# Your instructions
Reproduce exactly the lines from the one containing "Generate a component" down to the one containing "const [name, setName] = useState('');", including both of those lines, and nothing else.

# Recorded data
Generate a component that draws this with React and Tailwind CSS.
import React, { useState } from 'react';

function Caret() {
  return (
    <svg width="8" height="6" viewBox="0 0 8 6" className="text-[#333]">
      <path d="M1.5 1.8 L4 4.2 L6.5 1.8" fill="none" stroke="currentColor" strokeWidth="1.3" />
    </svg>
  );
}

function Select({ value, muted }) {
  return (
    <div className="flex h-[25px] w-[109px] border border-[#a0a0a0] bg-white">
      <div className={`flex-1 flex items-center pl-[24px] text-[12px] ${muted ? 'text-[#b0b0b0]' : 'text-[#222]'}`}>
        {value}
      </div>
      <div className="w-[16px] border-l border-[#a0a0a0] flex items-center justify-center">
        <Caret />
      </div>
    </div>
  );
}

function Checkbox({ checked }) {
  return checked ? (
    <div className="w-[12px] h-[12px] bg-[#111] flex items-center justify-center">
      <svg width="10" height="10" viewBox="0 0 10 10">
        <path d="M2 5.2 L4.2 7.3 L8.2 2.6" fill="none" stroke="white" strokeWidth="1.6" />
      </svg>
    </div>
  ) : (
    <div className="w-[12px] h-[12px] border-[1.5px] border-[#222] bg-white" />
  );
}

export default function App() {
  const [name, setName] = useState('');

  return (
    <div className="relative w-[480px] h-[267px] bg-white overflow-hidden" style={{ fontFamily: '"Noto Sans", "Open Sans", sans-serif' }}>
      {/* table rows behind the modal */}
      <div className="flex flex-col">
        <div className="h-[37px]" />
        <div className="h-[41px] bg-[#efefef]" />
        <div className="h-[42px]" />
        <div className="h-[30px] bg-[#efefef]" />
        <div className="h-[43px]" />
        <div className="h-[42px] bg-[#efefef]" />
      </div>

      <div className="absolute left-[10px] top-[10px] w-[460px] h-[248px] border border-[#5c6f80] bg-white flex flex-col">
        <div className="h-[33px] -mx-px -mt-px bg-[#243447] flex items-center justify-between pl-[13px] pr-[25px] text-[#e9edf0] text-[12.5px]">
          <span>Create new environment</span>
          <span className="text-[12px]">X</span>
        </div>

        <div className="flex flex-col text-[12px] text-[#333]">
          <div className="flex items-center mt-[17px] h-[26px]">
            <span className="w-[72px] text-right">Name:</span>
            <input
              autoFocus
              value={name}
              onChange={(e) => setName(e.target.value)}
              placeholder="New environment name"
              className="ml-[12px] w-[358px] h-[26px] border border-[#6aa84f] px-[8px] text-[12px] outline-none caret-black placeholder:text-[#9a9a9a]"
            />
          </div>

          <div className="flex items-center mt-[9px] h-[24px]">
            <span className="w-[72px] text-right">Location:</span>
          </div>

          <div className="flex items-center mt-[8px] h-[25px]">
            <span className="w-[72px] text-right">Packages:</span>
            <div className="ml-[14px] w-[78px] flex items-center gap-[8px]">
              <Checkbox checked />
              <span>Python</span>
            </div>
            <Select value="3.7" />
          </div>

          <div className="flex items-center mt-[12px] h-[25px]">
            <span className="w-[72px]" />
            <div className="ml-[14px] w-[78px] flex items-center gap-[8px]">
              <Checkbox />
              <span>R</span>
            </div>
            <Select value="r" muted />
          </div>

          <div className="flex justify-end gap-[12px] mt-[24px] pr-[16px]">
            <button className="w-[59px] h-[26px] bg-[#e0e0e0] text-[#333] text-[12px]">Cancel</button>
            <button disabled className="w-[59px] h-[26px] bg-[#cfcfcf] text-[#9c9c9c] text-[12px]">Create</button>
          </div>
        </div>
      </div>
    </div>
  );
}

--

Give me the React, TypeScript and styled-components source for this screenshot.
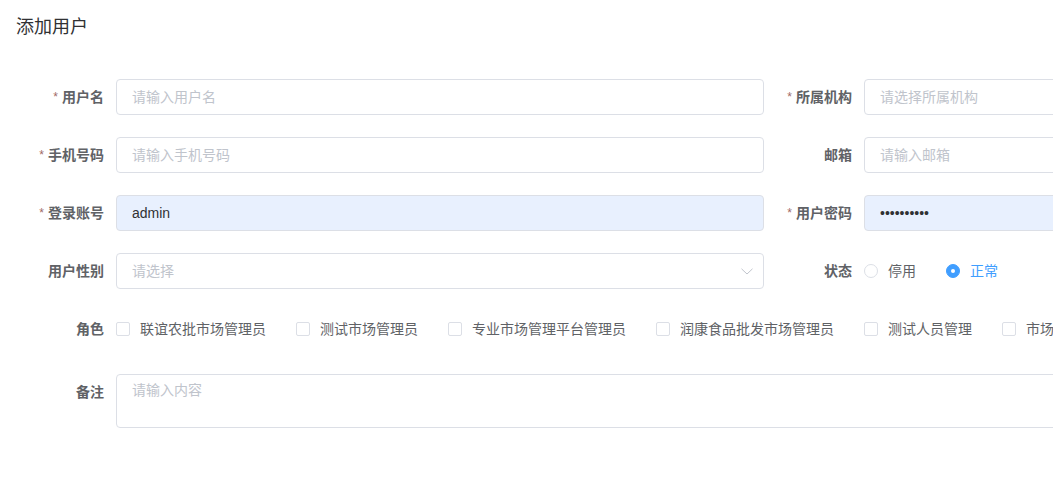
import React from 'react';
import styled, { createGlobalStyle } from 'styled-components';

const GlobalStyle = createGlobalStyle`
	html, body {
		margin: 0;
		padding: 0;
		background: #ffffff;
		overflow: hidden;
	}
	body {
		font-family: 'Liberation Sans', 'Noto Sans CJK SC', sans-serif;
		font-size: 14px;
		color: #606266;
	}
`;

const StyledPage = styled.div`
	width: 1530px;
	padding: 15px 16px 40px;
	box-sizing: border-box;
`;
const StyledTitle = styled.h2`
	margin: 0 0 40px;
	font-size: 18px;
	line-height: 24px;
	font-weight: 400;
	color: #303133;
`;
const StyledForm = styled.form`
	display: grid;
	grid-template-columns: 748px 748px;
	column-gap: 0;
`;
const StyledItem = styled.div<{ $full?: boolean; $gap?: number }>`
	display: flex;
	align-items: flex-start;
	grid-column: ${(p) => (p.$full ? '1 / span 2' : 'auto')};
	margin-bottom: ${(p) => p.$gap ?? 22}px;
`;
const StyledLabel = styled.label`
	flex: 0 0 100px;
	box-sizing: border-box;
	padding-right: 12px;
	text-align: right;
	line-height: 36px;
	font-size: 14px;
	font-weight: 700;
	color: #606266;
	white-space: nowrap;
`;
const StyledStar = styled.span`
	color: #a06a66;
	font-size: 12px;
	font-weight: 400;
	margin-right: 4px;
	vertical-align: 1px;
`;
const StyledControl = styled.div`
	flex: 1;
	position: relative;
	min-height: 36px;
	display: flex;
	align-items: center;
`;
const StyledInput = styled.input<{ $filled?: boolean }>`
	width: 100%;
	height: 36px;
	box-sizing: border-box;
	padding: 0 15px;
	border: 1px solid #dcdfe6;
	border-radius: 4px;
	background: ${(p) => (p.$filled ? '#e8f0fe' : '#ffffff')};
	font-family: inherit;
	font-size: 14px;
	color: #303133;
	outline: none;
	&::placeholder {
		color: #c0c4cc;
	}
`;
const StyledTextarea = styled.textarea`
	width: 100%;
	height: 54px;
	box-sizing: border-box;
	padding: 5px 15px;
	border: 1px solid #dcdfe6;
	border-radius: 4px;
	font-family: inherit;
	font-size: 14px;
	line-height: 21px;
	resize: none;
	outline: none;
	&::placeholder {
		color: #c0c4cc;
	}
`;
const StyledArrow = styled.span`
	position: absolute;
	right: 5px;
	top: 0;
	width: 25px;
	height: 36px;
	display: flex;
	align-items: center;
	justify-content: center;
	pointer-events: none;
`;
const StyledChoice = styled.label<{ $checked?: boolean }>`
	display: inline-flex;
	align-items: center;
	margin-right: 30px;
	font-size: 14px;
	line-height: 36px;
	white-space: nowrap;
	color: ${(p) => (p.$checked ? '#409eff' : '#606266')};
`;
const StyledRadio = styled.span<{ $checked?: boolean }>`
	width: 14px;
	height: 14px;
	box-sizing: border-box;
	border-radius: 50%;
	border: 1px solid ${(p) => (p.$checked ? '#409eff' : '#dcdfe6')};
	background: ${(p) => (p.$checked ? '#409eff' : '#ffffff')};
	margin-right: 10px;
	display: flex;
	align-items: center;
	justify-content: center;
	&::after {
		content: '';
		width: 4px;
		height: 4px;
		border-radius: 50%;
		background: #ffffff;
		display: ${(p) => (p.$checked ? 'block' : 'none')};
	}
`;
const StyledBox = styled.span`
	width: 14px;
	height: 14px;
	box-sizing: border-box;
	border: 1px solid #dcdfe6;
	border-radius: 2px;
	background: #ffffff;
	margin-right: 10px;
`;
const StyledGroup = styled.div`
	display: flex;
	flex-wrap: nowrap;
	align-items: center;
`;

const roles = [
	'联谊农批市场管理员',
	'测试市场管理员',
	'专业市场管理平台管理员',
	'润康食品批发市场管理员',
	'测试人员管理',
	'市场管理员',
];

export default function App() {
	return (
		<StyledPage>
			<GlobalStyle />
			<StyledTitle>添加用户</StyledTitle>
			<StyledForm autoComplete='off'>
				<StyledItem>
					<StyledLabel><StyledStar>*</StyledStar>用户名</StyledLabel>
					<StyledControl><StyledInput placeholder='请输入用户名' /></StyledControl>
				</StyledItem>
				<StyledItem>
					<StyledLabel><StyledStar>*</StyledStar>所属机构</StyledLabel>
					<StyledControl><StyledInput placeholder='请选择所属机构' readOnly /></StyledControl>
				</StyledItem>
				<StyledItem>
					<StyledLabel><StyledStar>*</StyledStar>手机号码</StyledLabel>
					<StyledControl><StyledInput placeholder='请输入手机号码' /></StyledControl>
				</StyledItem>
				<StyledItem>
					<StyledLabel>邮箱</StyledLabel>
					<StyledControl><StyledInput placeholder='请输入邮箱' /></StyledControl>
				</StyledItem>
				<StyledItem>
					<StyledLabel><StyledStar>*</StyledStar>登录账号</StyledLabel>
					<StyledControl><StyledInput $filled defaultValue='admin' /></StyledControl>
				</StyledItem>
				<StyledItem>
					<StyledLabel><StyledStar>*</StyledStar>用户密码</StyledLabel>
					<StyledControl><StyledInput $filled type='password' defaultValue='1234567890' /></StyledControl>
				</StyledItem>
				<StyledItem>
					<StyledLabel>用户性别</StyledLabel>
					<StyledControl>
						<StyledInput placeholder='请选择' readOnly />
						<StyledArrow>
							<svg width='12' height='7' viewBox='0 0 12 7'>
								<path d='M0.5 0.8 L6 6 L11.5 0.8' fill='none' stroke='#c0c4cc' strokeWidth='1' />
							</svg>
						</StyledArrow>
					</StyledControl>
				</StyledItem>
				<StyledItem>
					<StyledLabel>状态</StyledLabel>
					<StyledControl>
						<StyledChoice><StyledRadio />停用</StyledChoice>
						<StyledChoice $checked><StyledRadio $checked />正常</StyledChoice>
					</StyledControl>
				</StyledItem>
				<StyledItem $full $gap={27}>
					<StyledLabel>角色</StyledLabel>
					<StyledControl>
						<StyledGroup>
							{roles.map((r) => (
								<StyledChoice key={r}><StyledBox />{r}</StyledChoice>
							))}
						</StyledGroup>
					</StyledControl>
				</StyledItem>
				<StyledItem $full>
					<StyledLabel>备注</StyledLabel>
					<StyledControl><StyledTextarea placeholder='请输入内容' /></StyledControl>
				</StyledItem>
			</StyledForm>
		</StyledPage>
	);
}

---

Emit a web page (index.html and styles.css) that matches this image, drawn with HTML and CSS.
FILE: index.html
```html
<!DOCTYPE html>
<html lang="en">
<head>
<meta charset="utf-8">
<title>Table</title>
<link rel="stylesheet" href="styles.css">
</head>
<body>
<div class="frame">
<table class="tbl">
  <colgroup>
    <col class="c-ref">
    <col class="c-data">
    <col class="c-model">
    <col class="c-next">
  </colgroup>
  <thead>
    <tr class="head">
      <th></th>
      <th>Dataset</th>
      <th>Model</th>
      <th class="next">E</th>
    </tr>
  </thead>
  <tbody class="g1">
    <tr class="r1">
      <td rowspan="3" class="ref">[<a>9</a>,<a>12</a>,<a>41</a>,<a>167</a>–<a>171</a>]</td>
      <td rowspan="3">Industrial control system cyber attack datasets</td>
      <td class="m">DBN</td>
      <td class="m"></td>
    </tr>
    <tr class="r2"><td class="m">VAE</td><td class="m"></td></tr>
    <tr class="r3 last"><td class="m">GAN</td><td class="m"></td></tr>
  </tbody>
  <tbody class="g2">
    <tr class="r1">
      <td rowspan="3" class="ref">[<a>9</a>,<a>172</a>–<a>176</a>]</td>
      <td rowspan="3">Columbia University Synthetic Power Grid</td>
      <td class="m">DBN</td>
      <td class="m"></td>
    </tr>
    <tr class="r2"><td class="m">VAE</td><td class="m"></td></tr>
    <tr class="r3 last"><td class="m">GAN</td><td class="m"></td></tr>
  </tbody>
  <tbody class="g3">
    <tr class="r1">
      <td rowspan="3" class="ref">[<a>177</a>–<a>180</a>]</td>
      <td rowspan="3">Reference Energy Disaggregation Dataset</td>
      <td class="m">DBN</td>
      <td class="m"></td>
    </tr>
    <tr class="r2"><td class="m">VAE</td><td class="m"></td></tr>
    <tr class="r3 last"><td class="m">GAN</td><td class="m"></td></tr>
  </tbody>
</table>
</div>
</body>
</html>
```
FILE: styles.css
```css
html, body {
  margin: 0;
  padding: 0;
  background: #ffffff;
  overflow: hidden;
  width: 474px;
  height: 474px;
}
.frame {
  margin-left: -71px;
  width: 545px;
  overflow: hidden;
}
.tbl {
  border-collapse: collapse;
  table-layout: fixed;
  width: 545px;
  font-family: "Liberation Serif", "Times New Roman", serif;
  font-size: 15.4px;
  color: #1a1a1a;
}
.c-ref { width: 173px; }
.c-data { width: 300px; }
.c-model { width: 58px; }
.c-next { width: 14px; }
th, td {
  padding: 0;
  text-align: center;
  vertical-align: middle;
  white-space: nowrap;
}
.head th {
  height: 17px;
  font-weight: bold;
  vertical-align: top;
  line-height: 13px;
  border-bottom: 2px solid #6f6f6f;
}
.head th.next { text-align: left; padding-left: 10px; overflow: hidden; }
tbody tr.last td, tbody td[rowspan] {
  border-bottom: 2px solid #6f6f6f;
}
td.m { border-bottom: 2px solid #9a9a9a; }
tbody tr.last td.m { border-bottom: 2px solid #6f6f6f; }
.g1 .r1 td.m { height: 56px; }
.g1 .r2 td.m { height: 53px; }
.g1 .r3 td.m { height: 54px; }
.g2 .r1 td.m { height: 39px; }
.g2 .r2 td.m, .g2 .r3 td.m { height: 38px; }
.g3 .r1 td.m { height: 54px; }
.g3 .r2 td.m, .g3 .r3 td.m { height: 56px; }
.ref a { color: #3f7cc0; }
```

# The reply
Generate a component that draws this with React and Tailwind CSS.
import React, { useState } from 'react';

function Caret() {
  return (
    <svg width="8" height="6" viewBox="0 0 8 6" className="text-[#333]">
      <path d="M1.5 1.8 L4 4.2 L6.5 1.8" fill="none" stroke="currentColor" strokeWidth="1.3" />
    </svg>
  );
}

function Select({ value, muted }) {
  return (
    <div className="flex h-[25px] w-[109px] border border-[#a0a0a0] bg-white">
      <div className={`flex-1 flex items-center pl-[24px] text-[12px] ${muted ? 'text-[#b0b0b0]' : 'text-[#222]'}`}>
        {value}
      </div>
      <div className="w-[16px] border-l border-[#a0a0a0] flex items-center justify-center">
        <Caret />
      </div>
    </div>
  );
}

function Checkbox({ checked }) {
  return checked ? (
    <div className="w-[12px] h-[12px] bg-[#111] flex items-center justify-center">
      <svg width="10" height="10" viewBox="0 0 10 10">
        <path d="M2 5.2 L4.2 7.3 L8.2 2.6" fill="none" stroke="white" strokeWidth="1.6" />
      </svg>
    </div>
  ) : (
    <div className="w-[12px] h-[12px] border-[1.5px] border-[#222] bg-white" />
  );
}

export default function App() {
  const [name, setName] = useState('');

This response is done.